Exercise directions:
Return only the lines from the start of the records through the line that contains "string; grey: boolean;", inclusive; leave out all pictures.

START Data section

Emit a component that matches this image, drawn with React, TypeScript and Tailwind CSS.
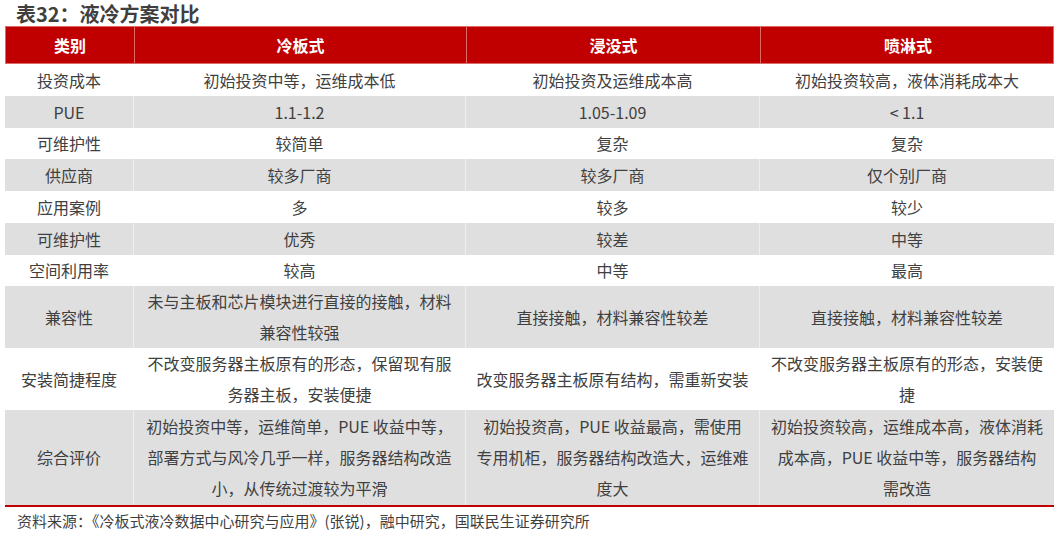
import React from "react";

type Row = { h: string; grey: boolean; cells: string[][] };

const rows: Row[] = [
  { h: "h-[32px]", grey: false, cells: [["投资成本"], ["初始投资中等，运维成本低"], ["初始投资及运维成本高"], ["初始投资较高，液体消耗成本大"]] },
  { h: "h-[32px]", grey: true, cells: [["PUE"], ["1.1-1.2"], ["1.05-1.09"], ["< 1.1"]] },
  { h: "h-[31px]", grey: false, cells: [["可维护性"], ["较简单"], ["复杂"], ["复杂"]] },
  { h: "h-[32px]", grey: true, cells: [["供应商"], ["较多厂商"], ["较多厂商"], ["仅个别厂商"]] },
  { h: "h-[32px]", grey: false, cells: [["应用案例"], ["多"], ["较多"], ["较少"]] },
  { h: "h-[32px]", grey: true, cells: [["可维护性"], ["优秀"], ["较差"], ["中等"]] },
  { h: "h-[31px]", grey: false, cells: [["空间利用率"], ["较高"], ["中等"], ["最高"]] },
  {
    h: "h-[62px]",
    grey: true,
    cells: [["兼容性"], ["未与主板和芯片模块进行直接的接触，材料", "兼容性较强"], ["直接接触，材料兼容性较差"], ["直接接触，材料兼容性较差"]],
  },
  {
    h: "h-[62px]",
    grey: false,
    cells: [
      ["安装简捷程度"],
      ["不改变服务器主板原有的形态，保留现有服", "务器主板，安装便捷"],
      ["改变服务器主板原有结构，需重新安装"],
      ["不改变服务器主板原有的形态，安装便", "捷"],
    ],
  },
  {
    h: "h-[95px]",
    grey: true,
    cells: [
      ["综合评价"],
      ["初始投资中等，运维简单，PUE 收益中等，", "部署方式与风冷几乎一样，服务器结构改造", "小，从传统过渡较为平滑"],
      ["初始投资高，PUE 收益最高，需使用", "专用机柜，服务器结构改造大，运维难", "度大"],
      ["初始投资较高，运维成本高，液体消耗", "成本高，PUE 收益中等，服务器结构", "需改造"],
    ],
  },
];

const cols = "grid grid-cols-[128px_332px_294px_295px]";

export default function App() {
  return (
    <div
      className="w-[1059px] h-[533px] bg-white text-[#404040] overflow-hidden"
      style={{ fontFamily: '"Noto Sans CJK SC", "Noto Sans", sans-serif' }}
    >
      <div className="h-[26px] pl-[16px] pt-[1px] text-[20px] leading-[25px] font-bold text-[#3f3f3f]">
        表32：液冷方案对比
      </div>
      <div className="ml-[5px] w-[1049px]">
        <div className={`${cols} h-[38px] bg-[#c00000] border border-[#e06a6a] text-white font-bold text-[16px]`}>
          {["类别", "冷板式", "浸没式", "喷淋式"].map((t, i) => (
            <div
              key={t}
              className={`flex items-center justify-center ${i > 0 ? "border-l border-[#e06a6a]" : ""}`}
            >
              {t}
            </div>
          ))}
        </div>
        {rows.map((r, ri) => (
          <div key={ri} className={`${cols} ${r.h} ${r.grey ? "bg-[#dfdfdf]" : "bg-white"} text-[16px]`}>
            {r.cells.map((lines, ci) => (
              <div
                key={ci}
                className={`flex flex-col items-center justify-center text-center leading-[31px] whitespace-nowrap ${
                  ci > 0 ? (r.grey ? "border-l border-[#efefef]" : "border-l border-white") : ""
                }`}
              >
                {lines.map((l, li) => (
                  <span key={li}>{l}</span>
                ))}
              </div>
            ))}
          </div>
        ))}
        <div className="h-[2px] bg-[#c00000]" />
      </div>
      <div className="pl-[17px] pt-[1px] text-[15px] leading-[25px] text-[#3f3f3f]">
        资料来源：《冷板式液冷数据中心研究与应用》(张锐)，融中研究，国联民生证券研究所
      </div>
    </div>
  );
}
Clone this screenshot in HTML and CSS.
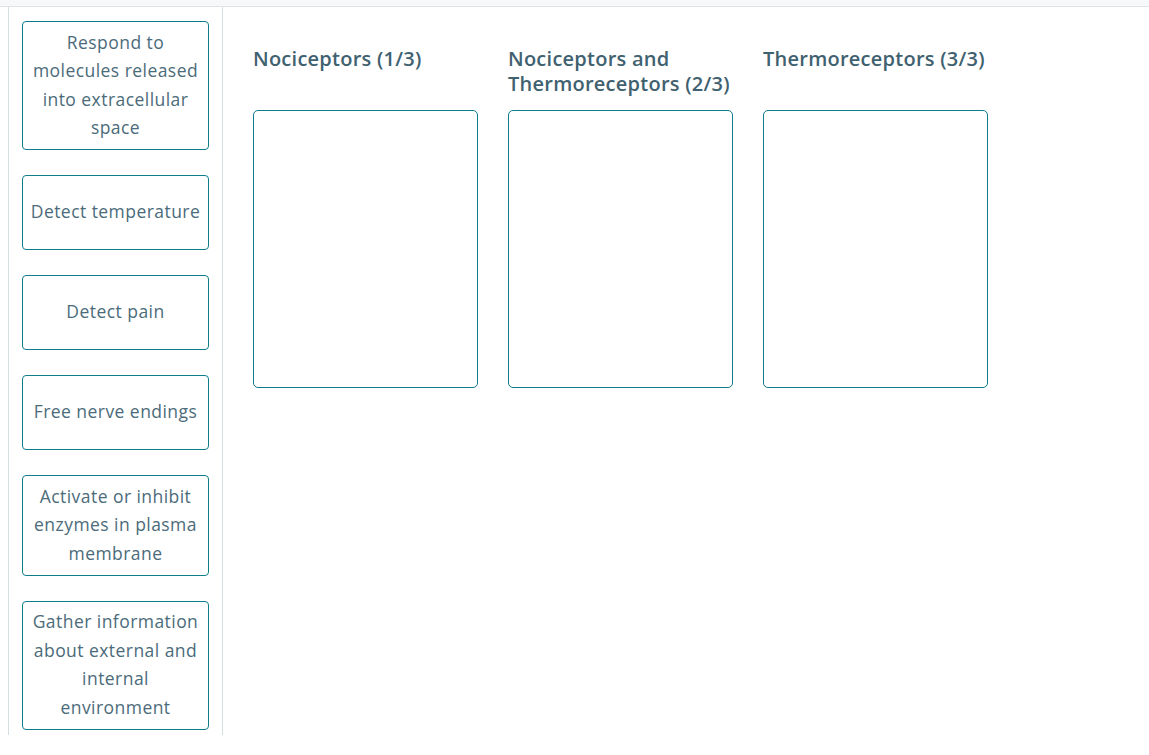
FILE: index.html
```html
<!DOCTYPE html>
<html lang="en">

<head>
    <meta charset="UTF-8">
    <title>Sort the receptors</title>
    <link rel="stylesheet" href="styles.css">
</head>

<body>
    <div class="topbar"></div>
    <div class="workspace">
        <!-- 待分类的卡片 -->
        <ul class="bank">
            <li class="card">Respond to molecules released into extracellular space</li>
            <li class="card">Detect temperature</li>
            <li class="card">Detect pain</li>
            <li class="card">Free nerve endings</li>
            <li class="card">Activate or inhibit enzymes in plasma membrane</li>
            <li class="card">Gather information about external and internal environment</li>
        </ul>

        <!-- 三个分类框 -->
        <div class="targets">
            <h3 class="target-title">Nociceptors (1/3)</h3>
            <h3 class="target-title">Nociceptors and Thermoreceptors (2/3)</h3>
            <h3 class="target-title">Thermoreceptors (3/3)</h3>
            <div class="dropzone"></div>
            <div class="dropzone"></div>
            <div class="dropzone"></div>
        </div>
    </div>
</body>

</html>
```

FILE: styles.css
```css
* {
    box-sizing: border-box;
}

body {
    margin: 0;
    font-family: "Open Sans", "Liberation Sans", sans-serif;
    color: #4b6b7a;
    background: #fff;
}

.topbar {
    height: 7px;
    background: #f7f8f9;
    border-bottom: 1px solid #dde3e6;
}

.workspace {
    display: flex;
    align-items: flex-start;
}

.bank {
    list-style: none;
    margin: 0 0 0 8px;
    width: 215px;
    padding: 14px 13px 5px 13px;
    border-left: 1px solid #d7dee2;
    border-right: 1px solid #d7dee2;
    display: flex;
    flex-direction: column;
    gap: 25px;
}

.card {
    min-height: 75px;
    padding: 5.5px 7px 7.5px;
    border: 1px solid #0d7d8a;
    border-radius: 4px;
    display: flex;
    align-items: center;
    justify-content: center;
    text-align: center;
    font-size: 17.5px;
    letter-spacing: 0.45px;
    line-height: 28.5px;
}

.targets {
    padding: 39px 0 0 30px;
    display: grid;
    grid-template-columns: repeat(3, 225px);
    column-gap: 30px;
    row-gap: 14px;
}

.target-title {
    margin: 0;
    font-size: 20px;
    letter-spacing: 0.25px;
    line-height: 25px;
    font-weight: 600;
    color: #3f6170;
}

.dropzone {
    height: 278px;
    border: 1px solid #0d7d8a;
    border-radius: 5px;
}
```
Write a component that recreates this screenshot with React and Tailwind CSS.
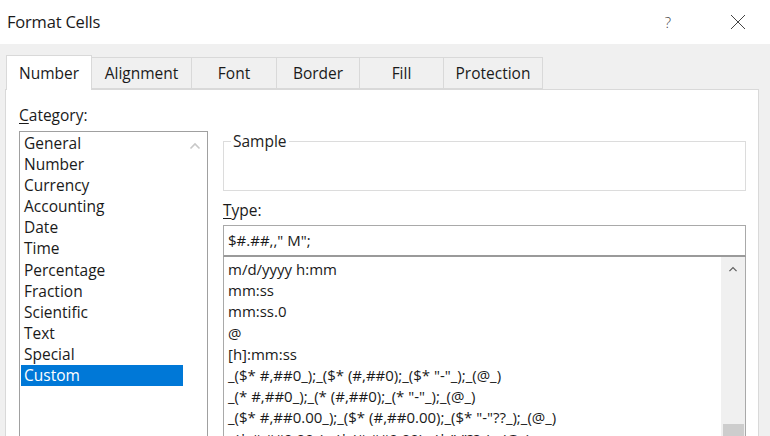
import React from "react";

const categories = [
  "General",
  "Number",
  "Currency",
  "Accounting",
  "Date",
  "Time",
  "Percentage",
  "Fraction",
  "Scientific",
  "Text",
  "Special",
  "Custom",
];

const formats = [
  "m/d/yyyy h:mm",
  "mm:ss",
  "mm:ss.0",
  "@",
  "[h]:mm:ss",
  '_($* #,##0_);_($* (#,##0);_($* "-"_);_(@_)',
  '_(* #,##0_);_(* (#,##0);_(* "-"_);_(@_)',
  '_($* #,##0.00_);_($* (#,##0.00);_($* "-"??_);_(@_)',
  '_(* #,##0.00_);_(* (#,##0.00);_(* "-"??_);_(@_)',
];

const tabs = ["Number", "Alignment", "Font", "Border", "Fill", "Protection"];
const tabWidths = ["w-[86px]", "w-[100px]", "w-[85px]", "w-[83px]", "w-[84px]", "w-[99px]"];

const Chevron = ({ className }) => (
  <svg width="12" height="8" viewBox="0 0 12 8" className={className}>
    <polyline points="1.5,6.5 6,2 10.5,6.5" fill="none" stroke="currentColor" strokeWidth="1.6" />
  </svg>
);

const App = () => {
  return (
    <div className="w-[770px] h-[436px] overflow-hidden bg-white text-[#1a1a1a] font-['Open_Sans','Noto_Sans',sans-serif]">
      {/* title bar */}
      <div className="h-[44px] flex items-center pl-[7px] pr-[24px] bg-white">
        <span className="text-[16.5px] tracking-[-0.2px] flex-1">Format Cells</span>
        <span className="text-[15px] font-light text-[#444] mr-[59px]">?</span>
        <svg width="16" height="16" viewBox="0 0 16 16" className="text-[#444]">
          <path d="M1 1 L15 15 M15 1 L1 15" stroke="currentColor" strokeWidth="1" fill="none" />
        </svg>
      </div>

      {/* body */}
      <div className="bg-[#f0f0f0] h-[392px] pt-[11px] px-[5px]">
        <div className="flex items-end h-[34px] pl-px">
          {tabs.map((t, i) =>
            i === 0 ? (
              <div
                key={t}
                className={`${tabWidths[i]} h-[35px] -mb-px relative z-10 bg-white border border-b-0 border-[#d9d9d9] flex items-center justify-center text-[15.5px] pt-[2px]`}
              >
                {t}
              </div>
            ) : (
              <div
                key={t}
                className={`${tabWidths[i]} h-[32px] bg-[#f0f0f0] border border-l-0 border-[#d9d9d9] flex items-center justify-center text-[15.5px] pt-[2px]`}
              >
                {t}
              </div>
            )
          )}
        </div>

        <div className="w-[754px] h-[400px] bg-white border border-[#d9d9d9] flex pl-[13px] pt-[14px]">
          {/* category column */}
          <div className="w-[204px] shrink-0">
            <div className="text-[15.5px] h-[22px] leading-[22px]">
              <span className="underline underline-offset-2">C</span>ategory:
            </div>
            <div className="mt-[5px] w-[189px] h-[320px] border border-[#a0a0a0] flex">
              <div className="flex-1 pl-px pt-px">
                {categories.map((c) => (
                  <div
                    key={c}
                    className={`h-[21.1px] leading-[21.1px] text-[15.5px] pl-[3px] ${
                      c === "Custom" ? "bg-[#0078d7] text-white" : ""
                    }`}
                  >
                    {c}
                  </div>
                ))}
              </div>
              <div className="w-[24px] bg-white flex justify-center pt-[10px]">
                <Chevron className="text-[#c8c8c8]" />
              </div>
            </div>
          </div>

          {/* right column */}
          <div className="w-[523px] pt-[36px]">
            <fieldset className="h-[61px] border border-[#dcdcdc] -mt-[10px] px-[7px]">
              <legend className="text-[15.5px] px-[2px] text-[#222]">Sample</legend>
            </fieldset>
            <div className="text-[15.5px] mt-[8px] h-[22px] leading-[22px]">
              <span className="underline underline-offset-2">T</span>ype:
            </div>
            <div className="mt-[4px] h-[32px] border border-[#a9a9a9] border-b-2 border-b-[#9a9a9a] flex items-center pl-[4px] text-[15px]">
              $#.##,," M";
            </div>
            <div className="h-[200px] border border-t-0 border-[#a9a9a9] flex">
              <div className="flex-1 pt-[2px] pl-[4px] overflow-hidden">
                {formats.map((f) => (
                  <div key={f} className="h-[21.2px] leading-[21.2px] text-[15px] whitespace-nowrap">
                    {f}
                  </div>
                ))}
              </div>
              <div className="w-[24px] bg-[#f0f0f0] flex flex-col items-center pt-[9px]">
                <Chevron className="text-[#606060]" />
                <div className="mt-[152px] w-[21px] h-[40px] bg-[#cdcdcd]" />
              </div>
            </div>
          </div>
        </div>
      </div>
    </div>
  );
};

export default App;
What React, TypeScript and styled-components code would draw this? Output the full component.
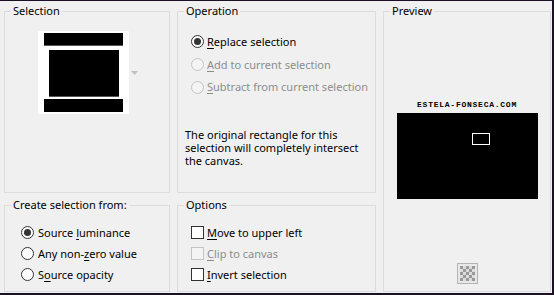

END Data section

Answer to this exercise:
Emit a component that matches this image, drawn with React, TypeScript and Tailwind CSS.
import React from "react";

type Row = { h: string; grey: boolean; cells: string[][] };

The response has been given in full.